## Exercise instructions
In this exercise, return the whole listing exactly, excluding any images.

..............................

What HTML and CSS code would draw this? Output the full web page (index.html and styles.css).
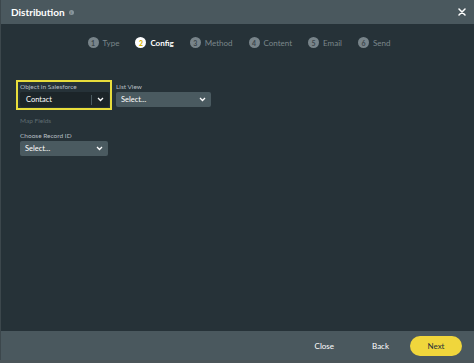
FILE: index.html
```html
<!DOCTYPE html>
<html lang="en">
<head>
  <meta charset="UTF-8" />
  <title>Distribution</title>
  <link rel="stylesheet" href="styles.css">
</head>
<body>
  <div class="modal">
    <!-- Header -->
    <div class="modal-header">
      <div class="title">Distribution <span class="info">i</span></div>
      <span class="close-x">
        <svg width="8" height="8" viewBox="0 0 8 8"><path d="M1 1L7 7M7 1L1 7" stroke="#fff" stroke-width="1.5" stroke-linecap="round"/></svg>
      </span>
    </div>

    <!-- Body -->
    <div class="modal-body">
      <div class="steps">
        <div class="step"><span class="num">1</span>Type</div>
        <div class="step active"><span class="num">2</span>Config</div>
        <div class="step"><span class="num">3</span>Method</div>
        <div class="step"><span class="num">4</span>Content</div>
        <div class="step"><span class="num">5</span>Email</div>
        <div class="step"><span class="num">6</span>Send</div>
      </div>

      <div class="row">
        <div class="field highlight">
          <label>Object in Salesforce</label>
          <div class="select dark">
            <span>Contact</span>
            <span class="sep"></span>
            <svg class="chev" width="7" height="5" viewBox="0 0 7 5"><path d="M1 1L3.5 3.5L6 1" stroke="#fff" stroke-width="1.3" fill="none"/></svg>
          </div>
        </div>
        <div class="field">
          <label>List View</label>
          <div class="select wide">
            <span>Select...</span>
            <svg class="chev" width="7" height="5" viewBox="0 0 7 5"><path d="M1 1L3.5 3.5L6 1" stroke="#fff" stroke-width="1.3" fill="none"/></svg>
          </div>
        </div>
      </div>

      <div class="map-label">Map Fields</div>

      <div class="field plain">
        <label>Choose Record ID</label>
        <div class="select">
          <span>Select...</span>
          <svg class="chev" width="7" height="5" viewBox="0 0 7 5"><path d="M1 1L3.5 3.5L6 1" stroke="#fff" stroke-width="1.3" fill="none"/></svg>
        </div>
      </div>
    </div>

    <!-- Footer -->
    <div class="modal-footer">
      <button class="link-btn">Close</button>
      <button class="link-btn">Back</button>
      <button class="next-btn">Next</button>
    </div>
  </div>
</body>
</html>
```

FILE: styles.css
```css
body {
  margin: 0;
  padding: 0;
  font-family: Lato, "Open Sans", sans-serif;
  background: #4b5559;
}

.modal {
  width: 474px;
  height: 360px;
  display: flex;
  flex-direction: column;
  background: #263238;
  border-left: 1px solid #3c474c;
  box-sizing: border-box;
}

.modal-header {
  height: 24px;
  background: #4a585e;
  display: flex;
  align-items: center;
  justify-content: space-between;
  padding: 0 8px 0 10px;
}

.title {
  color: #fff;
  font-weight: bold;
  font-size: 10px;
  display: flex;
  align-items: center;
  gap: 4px;
}

.info {
  width: 5px;
  height: 5px;
  border-radius: 50%;
  background: #8a969b;
  color: #4a585e;
  font-size: 4px;
  line-height: 5px;
  text-align: center;
}

.close-x {
  display: flex;
}

.modal-body {
  flex: 1;
  padding: 13px 0 0 15px;
}

.steps {
  display: flex;
  justify-content: center;
  gap: 16px;
  margin-left: -12px;
  margin-bottom: 32px;
}

.step {
  display: flex;
  align-items: center;
  gap: 4px;
  font-size: 8px;
  color: #7b878b;
}

.step .num {
  width: 11px;
  height: 11px;
  border-radius: 50%;
  background: #78848a;
  color: #3c474c;
  font-size: 7px;
  font-weight: bold;
  display: flex;
  align-items: center;
  justify-content: center;
}

.step.active {
  color: #fff;
  font-weight: bold;
}

.step.active .num {
  background: #fff;
  color: #d9b400;
  font-weight: 900;
}

.row {
  display: flex;
  gap: 4px;
}

.field label {
  display: block;
  font-size: 6.5px;
  color: #b6bfc3;
  margin-bottom: 2px;
}

.field.highlight {
  border: 2px solid #e8dd3c;
  padding: 1px 1px 1px 2px;
}

.field:not(.highlight):not(.plain) {
  padding-top: 3px;
}

.select {
  width: 88px;
  height: 15px;
  background: #4a5a60;
  border-radius: 2px;
  display: flex;
  align-items: center;
  padding: 0 5px;
  box-sizing: border-box;
  font-size: 7.5px;
  color: #fff;
}

.select span:first-child {
  flex: 1;
}

.select.wide {
  width: 95px;
}

.select.dark {
  background: #1c2529;
  width: 89px;
  padding-left: 6px;
}

.sep {
  width: 1px;
  height: 10px;
  background: #4a5a60;
  margin-right: 5px;
}

.map-label {
  font-size: 6.5px;
  color: #5f6c71;
  margin: 7px 0 8px 4px;
}

.field.plain {
  margin-left: 4px;
}

.modal-footer {
  height: 29px;
  background: #4a585e;
  display: flex;
  align-items: center;
  justify-content: flex-end;
  padding-right: 12px;
}

.link-btn {
  background: none;
  border: none;
  color: #fff;
  font-family: inherit;
  font-size: 8px;
  padding: 0;
  margin-right: 38px;
}

.link-btn + .link-btn {
  margin-right: 21px;
}

.next-btn {
  width: 52px;
  height: 20px;
  border: none;
  border-radius: 10px;
  background: #f0d63c;
  color: #263238;
  font-family: inherit;
  font-size: 8px;
}
```
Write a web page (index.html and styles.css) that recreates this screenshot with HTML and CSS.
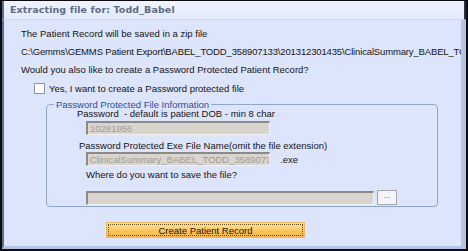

..............................

## Exercise output
What HTML and CSS code would draw this? Output the full web page (index.html and styles.css).
FILE: index.html
```html
<!DOCTYPE html>
<html lang="en">
<head>
  <meta charset="UTF-8" />
  <title>Distribution</title>
  <link rel="stylesheet" href="styles.css">
</head>
<body>
  <div class="modal">
    <!-- Header -->
    <div class="modal-header">
      <div class="title">Distribution <span class="info">i</span></div>
      <span class="close-x">
        <svg width="8" height="8" viewBox="0 0 8 8"><path d="M1 1L7 7M7 1L1 7" stroke="#fff" stroke-width="1.5" stroke-linecap="round"/></svg>
      </span>
    </div>

    <!-- Body -->
    <div class="modal-body">
      <div class="steps">
        <div class="step"><span class="num">1</span>Type</div>
        <div class="step active"><span class="num">2</span>Config</div>
        <div class="step"><span class="num">3</span>Method</div>
        <div class="step"><span class="num">4</span>Content</div>
        <div class="step"><span class="num">5</span>Email</div>
        <div class="step"><span class="num">6</span>Send</div>
      </div>

      <div class="row">
        <div class="field highlight">
          <label>Object in Salesforce</label>
          <div class="select dark">
            <span>Contact</span>
            <span class="sep"></span>
            <svg class="chev" width="7" height="5" viewBox="0 0 7 5"><path d="M1 1L3.5 3.5L6 1" stroke="#fff" stroke-width="1.3" fill="none"/></svg>
          </div>
        </div>
        <div class="field">
          <label>List View</label>
          <div class="select wide">
            <span>Select...</span>
            <svg class="chev" width="7" height="5" viewBox="0 0 7 5"><path d="M1 1L3.5 3.5L6 1" stroke="#fff" stroke-width="1.3" fill="none"/></svg>
          </div>
        </div>
      </div>

      <div class="map-label">Map Fields</div>

      <div class="field plain">
        <label>Choose Record ID</label>
        <div class="select">
          <span>Select...</span>
          <svg class="chev" width="7" height="5" viewBox="0 0 7 5"><path d="M1 1L3.5 3.5L6 1" stroke="#fff" stroke-width="1.3" fill="none"/></svg>
        </div>
      </div>
    </div>

    <!-- Footer -->
    <div class="modal-footer">
      <button class="link-btn">Close</button>
      <button class="link-btn">Back</button>
      <button class="next-btn">Next</button>
    </div>
  </div>
</body>
</html>
```

FILE: styles.css
```css
body {
  margin: 0;
  padding: 0;
  font-family: Lato, "Open Sans", sans-serif;
  background: #4b5559;
}

.modal {
  width: 474px;
  height: 360px;
  display: flex;
  flex-direction: column;
  background: #263238;
  border-left: 1px solid #3c474c;
  box-sizing: border-box;
}

.modal-header {
  height: 24px;
  background: #4a585e;
  display: flex;
  align-items: center;
  justify-content: space-between;
  padding: 0 8px 0 10px;
}

.title {
  color: #fff;
  font-weight: bold;
  font-size: 10px;
  display: flex;
  align-items: center;
  gap: 4px;
}

.info {
  width: 5px;
  height: 5px;
  border-radius: 50%;
  background: #8a969b;
  color: #4a585e;
  font-size: 4px;
  line-height: 5px;
  text-align: center;
}

.close-x {
  display: flex;
}

.modal-body {
  flex: 1;
  padding: 13px 0 0 15px;
}

.steps {
  display: flex;
  justify-content: center;
  gap: 16px;
  margin-left: -12px;
  margin-bottom: 32px;
}

.step {
  display: flex;
  align-items: center;
  gap: 4px;
  font-size: 8px;
  color: #7b878b;
}

.step .num {
  width: 11px;
  height: 11px;
  border-radius: 50%;
  background: #78848a;
  color: #3c474c;
  font-size: 7px;
  font-weight: bold;
  display: flex;
  align-items: center;
  justify-content: center;
}

.step.active {
  color: #fff;
  font-weight: bold;
}

.step.active .num {
  background: #fff;
  color: #d9b400;
  font-weight: 900;
}

.row {
  display: flex;
  gap: 4px;
}

.field label {
  display: block;
  font-size: 6.5px;
  color: #b6bfc3;
  margin-bottom: 2px;
}

.field.highlight {
  border: 2px solid #e8dd3c;
  padding: 1px 1px 1px 2px;
}

.field:not(.highlight):not(.plain) {
  padding-top: 3px;
}

.select {
  width: 88px;
  height: 15px;
  background: #4a5a60;
  border-radius: 2px;
  display: flex;
  align-items: center;
  padding: 0 5px;
  box-sizing: border-box;
  font-size: 7.5px;
  color: #fff;
}

.select span:first-child {
  flex: 1;
}

.select.wide {
  width: 95px;
}

.select.dark {
  background: #1c2529;
  width: 89px;
  padding-left: 6px;
}

.sep {
  width: 1px;
  height: 10px;
  background: #4a5a60;
  margin-right: 5px;
}

.map-label {
  font-size: 6.5px;
  color: #5f6c71;
  margin: 7px 0 8px 4px;
}

.field.plain {
  margin-left: 4px;
}

.modal-footer {
  height: 29px;
  background: #4a585e;
  display: flex;
  align-items: center;
  justify-content: flex-end;
  padding-right: 12px;
}

.link-btn {
  background: none;
  border: none;
  color: #fff;
  font-family: inherit;
  font-size: 8px;
  padding: 0;
  margin-right: 38px;
}

.link-btn + .link-btn {
  margin-right: 21px;
}

.next-btn {
  width: 52px;
  height: 20px;
  border: none;
  border-radius: 10px;
  background: #f0d63c;
  color: #263238;
  font-family: inherit;
  font-size: 8px;
}
```
Write a web page (index.html and styles.css) that recreates this screenshot with HTML and CSS.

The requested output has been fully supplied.